Other expenses include the purchase of furniture and technology needed at the temporary office, said finance director Bert Wrains. He added that any sum not used within the $15,000 will not be taken out from the city’s coffers.
In the meantime, an industrial-hygienist is testing the air quality at city hall and will determine whether work is needed to tackle the pollution problem.
The city hall ventilation dilemma came just as the administration is working to have a new city hall building erected on Harbor Island where North Bay Village’s offices and commission chambers were originally housed. Officials vacated that building because of mold, and the facility was bulldozed last November.
Village Manager Dennis Kelly told The Miami Herald that village staffers were working on soliciting applications from architecture firms to design the new city hall, which will house the city’s staff, the commission chambers and the police department, as well as Miami-Dade County Fire-Rescue.
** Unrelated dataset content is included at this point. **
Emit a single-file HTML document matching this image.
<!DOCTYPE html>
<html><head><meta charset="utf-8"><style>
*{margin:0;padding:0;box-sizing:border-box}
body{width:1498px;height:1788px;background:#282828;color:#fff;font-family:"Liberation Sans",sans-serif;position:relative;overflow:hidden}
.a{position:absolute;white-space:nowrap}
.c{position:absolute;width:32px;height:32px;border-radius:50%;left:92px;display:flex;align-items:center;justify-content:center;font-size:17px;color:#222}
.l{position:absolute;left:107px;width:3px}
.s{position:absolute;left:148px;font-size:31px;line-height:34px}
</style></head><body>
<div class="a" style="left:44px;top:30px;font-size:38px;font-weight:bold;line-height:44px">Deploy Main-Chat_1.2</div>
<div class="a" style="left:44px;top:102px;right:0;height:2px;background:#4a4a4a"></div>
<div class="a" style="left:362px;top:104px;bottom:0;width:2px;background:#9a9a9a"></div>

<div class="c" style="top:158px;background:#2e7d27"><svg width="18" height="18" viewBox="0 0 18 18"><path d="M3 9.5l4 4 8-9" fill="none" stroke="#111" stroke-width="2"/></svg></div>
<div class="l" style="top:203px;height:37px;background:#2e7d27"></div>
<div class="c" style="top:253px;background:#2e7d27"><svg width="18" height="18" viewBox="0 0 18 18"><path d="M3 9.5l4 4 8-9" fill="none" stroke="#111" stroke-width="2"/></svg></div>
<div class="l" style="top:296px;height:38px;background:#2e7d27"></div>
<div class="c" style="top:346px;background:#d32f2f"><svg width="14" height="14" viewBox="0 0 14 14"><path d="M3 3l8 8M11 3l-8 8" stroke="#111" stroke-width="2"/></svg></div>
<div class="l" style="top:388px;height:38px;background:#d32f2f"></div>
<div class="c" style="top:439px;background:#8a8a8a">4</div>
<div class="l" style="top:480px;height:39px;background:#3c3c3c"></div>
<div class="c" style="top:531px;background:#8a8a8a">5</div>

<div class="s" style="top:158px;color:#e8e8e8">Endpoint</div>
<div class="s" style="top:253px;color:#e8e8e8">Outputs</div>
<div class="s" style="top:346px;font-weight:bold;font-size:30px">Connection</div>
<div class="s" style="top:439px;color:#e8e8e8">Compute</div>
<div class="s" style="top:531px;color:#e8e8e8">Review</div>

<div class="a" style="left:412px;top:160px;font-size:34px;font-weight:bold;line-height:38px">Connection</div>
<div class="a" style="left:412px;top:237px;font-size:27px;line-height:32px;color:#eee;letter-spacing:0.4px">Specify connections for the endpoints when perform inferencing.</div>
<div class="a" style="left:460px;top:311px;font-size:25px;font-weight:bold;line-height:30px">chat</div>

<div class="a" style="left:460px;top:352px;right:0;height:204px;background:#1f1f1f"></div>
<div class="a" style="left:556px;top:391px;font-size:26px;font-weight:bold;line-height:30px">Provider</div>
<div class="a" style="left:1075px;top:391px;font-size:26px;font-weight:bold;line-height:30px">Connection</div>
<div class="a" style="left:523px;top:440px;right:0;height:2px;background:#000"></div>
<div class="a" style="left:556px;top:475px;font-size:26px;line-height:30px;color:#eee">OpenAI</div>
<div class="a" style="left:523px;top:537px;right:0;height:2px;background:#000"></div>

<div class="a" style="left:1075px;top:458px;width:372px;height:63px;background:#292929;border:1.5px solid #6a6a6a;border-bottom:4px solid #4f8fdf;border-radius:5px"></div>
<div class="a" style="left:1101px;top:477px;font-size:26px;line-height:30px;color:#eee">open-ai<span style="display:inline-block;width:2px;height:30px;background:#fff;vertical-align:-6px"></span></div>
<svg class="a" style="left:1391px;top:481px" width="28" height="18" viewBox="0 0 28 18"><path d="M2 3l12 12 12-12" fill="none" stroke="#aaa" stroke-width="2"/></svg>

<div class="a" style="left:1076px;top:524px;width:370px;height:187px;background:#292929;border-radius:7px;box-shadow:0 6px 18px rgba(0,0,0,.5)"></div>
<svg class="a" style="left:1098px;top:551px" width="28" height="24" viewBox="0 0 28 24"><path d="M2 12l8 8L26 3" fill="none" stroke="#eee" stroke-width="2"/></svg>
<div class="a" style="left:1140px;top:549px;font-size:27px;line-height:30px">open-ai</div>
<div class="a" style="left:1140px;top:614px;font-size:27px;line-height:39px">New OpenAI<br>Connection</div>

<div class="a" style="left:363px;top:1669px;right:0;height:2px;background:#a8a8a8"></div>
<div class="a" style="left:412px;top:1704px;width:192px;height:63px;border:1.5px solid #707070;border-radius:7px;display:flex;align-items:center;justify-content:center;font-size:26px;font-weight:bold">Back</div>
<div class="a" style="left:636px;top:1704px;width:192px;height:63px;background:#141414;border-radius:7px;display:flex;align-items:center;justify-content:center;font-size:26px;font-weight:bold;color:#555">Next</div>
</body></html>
In 2008, North Bay Village voters approved a $7.9 million bond referendum for the new city hall, Commissioner Richard Chervony said.
In other business, the commission had Kelly withdraw a proposition for the city to apply for a $500,000 grant to further pursue another one of the village’s ongoing projects: a board walk that will run along the north side of Treasure Island and provide residents, as well as visitors, access to Biscayne Bay. The entire $500,000 sum would have to be matched by the village from its Parks and Open Spaces Trust Fund.
“I find this request to be another irresponsible waste of money by our administration,” Chervony said.
Others on the dais, as well as some residents at the meeting, agreed.
“Philosophically, I think the Baywalk is great,” Vice Mayor Eddie Lim said. “But it’s a matter of priority. And what’s out priority right now? The city hall.”